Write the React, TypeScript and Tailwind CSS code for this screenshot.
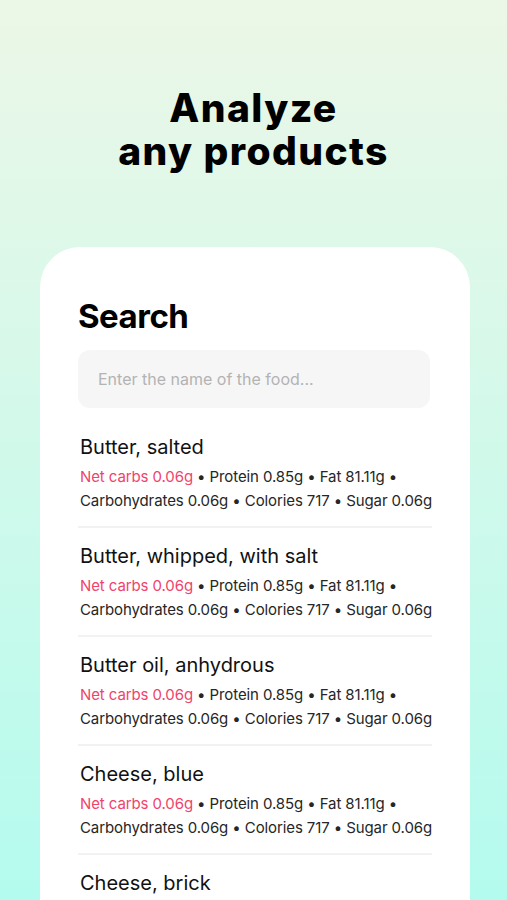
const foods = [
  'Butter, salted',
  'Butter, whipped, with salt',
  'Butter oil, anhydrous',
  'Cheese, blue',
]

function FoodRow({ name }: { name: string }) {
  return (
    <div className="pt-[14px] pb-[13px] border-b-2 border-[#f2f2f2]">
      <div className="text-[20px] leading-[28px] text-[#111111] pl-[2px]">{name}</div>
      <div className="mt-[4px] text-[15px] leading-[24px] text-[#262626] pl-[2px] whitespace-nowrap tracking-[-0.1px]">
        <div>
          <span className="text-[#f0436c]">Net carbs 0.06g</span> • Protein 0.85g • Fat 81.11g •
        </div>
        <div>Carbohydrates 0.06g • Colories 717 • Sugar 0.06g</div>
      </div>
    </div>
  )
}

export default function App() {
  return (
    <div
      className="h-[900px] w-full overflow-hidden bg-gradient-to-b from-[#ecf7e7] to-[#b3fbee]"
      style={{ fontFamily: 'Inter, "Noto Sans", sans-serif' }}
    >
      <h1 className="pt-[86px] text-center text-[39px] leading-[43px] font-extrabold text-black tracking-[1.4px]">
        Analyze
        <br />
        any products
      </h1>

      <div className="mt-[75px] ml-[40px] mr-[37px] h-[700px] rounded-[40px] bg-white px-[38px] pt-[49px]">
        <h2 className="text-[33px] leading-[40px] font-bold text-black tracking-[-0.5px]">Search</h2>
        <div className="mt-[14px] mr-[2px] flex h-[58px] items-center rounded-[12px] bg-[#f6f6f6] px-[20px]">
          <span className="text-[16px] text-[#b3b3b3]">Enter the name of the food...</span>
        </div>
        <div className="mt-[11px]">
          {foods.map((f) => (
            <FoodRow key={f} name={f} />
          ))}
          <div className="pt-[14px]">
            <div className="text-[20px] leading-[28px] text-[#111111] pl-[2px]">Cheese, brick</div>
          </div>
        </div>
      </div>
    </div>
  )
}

* * *

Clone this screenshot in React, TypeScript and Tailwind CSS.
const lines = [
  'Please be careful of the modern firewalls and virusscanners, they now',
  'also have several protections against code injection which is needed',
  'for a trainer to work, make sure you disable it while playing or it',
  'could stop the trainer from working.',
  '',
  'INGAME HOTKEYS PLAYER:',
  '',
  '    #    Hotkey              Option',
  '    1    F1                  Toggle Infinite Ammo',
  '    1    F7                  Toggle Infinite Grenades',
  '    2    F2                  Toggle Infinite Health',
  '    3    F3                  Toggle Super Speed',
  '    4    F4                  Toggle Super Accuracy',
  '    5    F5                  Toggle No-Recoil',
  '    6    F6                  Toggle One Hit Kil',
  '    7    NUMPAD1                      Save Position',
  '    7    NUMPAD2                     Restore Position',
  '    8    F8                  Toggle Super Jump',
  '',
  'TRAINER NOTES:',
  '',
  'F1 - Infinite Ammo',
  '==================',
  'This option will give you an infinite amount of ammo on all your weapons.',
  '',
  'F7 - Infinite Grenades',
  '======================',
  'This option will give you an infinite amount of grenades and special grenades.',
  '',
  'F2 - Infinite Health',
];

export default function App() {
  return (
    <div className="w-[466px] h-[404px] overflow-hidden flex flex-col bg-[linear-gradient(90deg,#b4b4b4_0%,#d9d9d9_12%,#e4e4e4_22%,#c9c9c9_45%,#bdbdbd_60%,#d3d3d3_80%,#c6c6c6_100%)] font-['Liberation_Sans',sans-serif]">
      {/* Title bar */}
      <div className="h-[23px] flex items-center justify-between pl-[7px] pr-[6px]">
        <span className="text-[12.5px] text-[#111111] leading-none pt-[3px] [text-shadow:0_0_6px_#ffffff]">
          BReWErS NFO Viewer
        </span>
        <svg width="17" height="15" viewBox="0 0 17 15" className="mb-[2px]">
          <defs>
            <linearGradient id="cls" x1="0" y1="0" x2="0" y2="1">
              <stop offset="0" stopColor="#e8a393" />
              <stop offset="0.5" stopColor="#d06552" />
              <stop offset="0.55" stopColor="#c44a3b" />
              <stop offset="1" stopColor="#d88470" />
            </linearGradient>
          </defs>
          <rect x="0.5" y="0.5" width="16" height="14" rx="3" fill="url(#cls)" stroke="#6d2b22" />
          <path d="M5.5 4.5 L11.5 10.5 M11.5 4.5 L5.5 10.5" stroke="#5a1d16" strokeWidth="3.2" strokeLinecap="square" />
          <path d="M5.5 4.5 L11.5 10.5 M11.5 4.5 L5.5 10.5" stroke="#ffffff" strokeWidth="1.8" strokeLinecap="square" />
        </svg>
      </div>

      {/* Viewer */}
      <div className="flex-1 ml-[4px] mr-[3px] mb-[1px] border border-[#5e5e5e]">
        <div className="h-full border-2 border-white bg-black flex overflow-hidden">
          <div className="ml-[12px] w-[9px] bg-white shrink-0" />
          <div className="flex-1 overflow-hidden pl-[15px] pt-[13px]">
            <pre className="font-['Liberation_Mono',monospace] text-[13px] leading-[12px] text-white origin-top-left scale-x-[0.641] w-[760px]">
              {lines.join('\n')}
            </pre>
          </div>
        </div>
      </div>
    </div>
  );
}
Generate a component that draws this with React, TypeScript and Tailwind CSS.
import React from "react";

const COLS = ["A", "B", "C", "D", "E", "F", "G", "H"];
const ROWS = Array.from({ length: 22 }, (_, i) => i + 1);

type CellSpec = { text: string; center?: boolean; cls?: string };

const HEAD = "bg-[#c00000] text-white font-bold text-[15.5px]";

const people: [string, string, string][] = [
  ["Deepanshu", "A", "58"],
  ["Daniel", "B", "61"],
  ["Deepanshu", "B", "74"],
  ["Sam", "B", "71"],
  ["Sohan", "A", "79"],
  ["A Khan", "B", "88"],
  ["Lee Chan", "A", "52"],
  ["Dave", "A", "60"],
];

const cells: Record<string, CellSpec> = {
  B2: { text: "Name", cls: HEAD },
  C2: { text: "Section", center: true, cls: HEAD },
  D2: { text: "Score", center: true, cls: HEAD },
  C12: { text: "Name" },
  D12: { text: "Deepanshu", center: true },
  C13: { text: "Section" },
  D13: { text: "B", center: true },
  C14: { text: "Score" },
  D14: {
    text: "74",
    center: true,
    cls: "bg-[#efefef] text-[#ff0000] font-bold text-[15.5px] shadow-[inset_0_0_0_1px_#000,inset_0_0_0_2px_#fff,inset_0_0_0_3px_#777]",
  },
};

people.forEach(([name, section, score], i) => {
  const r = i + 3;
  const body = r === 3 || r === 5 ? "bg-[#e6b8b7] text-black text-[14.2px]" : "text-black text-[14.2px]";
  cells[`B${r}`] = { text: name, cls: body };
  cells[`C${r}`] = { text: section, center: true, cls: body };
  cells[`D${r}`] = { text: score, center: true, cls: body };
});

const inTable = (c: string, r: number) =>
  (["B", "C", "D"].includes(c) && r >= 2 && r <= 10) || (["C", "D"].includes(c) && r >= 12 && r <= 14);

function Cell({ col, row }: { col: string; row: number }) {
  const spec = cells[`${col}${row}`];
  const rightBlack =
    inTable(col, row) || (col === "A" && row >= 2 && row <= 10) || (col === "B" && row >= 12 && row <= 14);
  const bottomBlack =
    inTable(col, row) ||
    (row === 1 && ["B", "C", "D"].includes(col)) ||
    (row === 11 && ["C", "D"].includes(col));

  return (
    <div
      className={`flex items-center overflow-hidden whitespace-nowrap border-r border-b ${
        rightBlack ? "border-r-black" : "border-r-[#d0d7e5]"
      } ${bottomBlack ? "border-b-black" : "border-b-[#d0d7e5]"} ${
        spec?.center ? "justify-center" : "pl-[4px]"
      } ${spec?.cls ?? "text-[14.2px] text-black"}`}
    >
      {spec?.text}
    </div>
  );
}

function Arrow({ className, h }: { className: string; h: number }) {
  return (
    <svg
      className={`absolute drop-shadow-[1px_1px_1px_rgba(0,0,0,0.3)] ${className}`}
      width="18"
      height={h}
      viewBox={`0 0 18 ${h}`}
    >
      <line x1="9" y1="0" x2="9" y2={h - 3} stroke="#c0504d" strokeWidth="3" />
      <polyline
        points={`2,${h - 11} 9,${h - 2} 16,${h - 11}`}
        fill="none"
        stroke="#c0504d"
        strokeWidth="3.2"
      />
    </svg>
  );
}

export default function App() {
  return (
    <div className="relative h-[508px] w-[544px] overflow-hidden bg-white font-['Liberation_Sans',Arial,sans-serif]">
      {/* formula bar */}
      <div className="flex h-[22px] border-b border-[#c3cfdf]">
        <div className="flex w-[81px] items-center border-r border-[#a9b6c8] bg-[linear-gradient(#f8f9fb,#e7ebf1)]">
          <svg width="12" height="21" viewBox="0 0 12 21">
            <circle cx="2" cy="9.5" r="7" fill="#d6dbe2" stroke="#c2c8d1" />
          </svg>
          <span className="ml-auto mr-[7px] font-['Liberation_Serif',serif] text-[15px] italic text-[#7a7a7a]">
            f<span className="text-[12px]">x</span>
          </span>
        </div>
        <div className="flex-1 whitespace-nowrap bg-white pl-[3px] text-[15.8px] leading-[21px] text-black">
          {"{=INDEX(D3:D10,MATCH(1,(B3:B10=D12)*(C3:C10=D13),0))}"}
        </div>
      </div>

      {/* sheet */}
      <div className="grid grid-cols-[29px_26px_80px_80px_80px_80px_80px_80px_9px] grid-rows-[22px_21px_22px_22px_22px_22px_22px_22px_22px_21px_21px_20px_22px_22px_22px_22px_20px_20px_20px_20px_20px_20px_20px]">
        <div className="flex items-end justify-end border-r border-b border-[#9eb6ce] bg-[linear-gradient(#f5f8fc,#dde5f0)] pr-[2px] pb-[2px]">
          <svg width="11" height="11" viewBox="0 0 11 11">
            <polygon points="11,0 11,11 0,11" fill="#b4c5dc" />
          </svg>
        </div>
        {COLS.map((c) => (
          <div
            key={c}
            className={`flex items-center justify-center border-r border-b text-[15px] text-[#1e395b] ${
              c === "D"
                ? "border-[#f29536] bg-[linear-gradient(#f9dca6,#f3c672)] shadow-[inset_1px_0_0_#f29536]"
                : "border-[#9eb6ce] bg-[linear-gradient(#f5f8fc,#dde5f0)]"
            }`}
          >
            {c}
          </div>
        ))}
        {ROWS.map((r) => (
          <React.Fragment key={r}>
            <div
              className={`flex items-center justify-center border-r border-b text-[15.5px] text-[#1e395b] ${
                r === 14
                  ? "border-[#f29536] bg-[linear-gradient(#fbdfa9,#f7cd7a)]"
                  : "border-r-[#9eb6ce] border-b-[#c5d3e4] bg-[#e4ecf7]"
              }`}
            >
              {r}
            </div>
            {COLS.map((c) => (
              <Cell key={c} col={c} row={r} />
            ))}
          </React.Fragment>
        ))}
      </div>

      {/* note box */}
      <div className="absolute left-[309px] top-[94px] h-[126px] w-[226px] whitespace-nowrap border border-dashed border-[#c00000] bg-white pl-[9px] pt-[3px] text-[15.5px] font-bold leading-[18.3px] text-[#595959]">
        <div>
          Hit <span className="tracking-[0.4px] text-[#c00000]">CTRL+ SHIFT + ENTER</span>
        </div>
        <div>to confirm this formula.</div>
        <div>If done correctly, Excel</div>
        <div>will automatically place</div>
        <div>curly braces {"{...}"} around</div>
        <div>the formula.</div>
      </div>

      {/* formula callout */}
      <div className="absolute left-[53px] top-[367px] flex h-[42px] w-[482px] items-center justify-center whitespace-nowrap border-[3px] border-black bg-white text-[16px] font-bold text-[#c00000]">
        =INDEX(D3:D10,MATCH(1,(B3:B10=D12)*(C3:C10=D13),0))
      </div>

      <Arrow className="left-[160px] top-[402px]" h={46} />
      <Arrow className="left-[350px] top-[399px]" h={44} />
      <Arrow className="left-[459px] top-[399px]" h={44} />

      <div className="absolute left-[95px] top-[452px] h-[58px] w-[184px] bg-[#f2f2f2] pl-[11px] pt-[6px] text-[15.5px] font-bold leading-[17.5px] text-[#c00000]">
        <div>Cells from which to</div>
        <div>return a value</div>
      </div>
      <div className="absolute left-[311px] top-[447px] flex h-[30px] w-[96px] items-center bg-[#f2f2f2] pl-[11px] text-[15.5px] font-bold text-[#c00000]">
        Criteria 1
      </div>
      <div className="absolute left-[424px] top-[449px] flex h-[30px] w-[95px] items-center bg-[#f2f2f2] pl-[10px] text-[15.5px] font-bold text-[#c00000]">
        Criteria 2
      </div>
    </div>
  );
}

■ **Given request**: From the data above, copy each line where the string "React" appears.

■ **Exercise output**:
Write the React, TypeScript and Tailwind CSS code for this screenshot.
Clone this screenshot in React, TypeScript and Tailwind CSS.
Generate a component that draws this with React, TypeScript and Tailwind CSS.
import React from "react";
          <React.Fragment key={r}>
          </React.Fragment>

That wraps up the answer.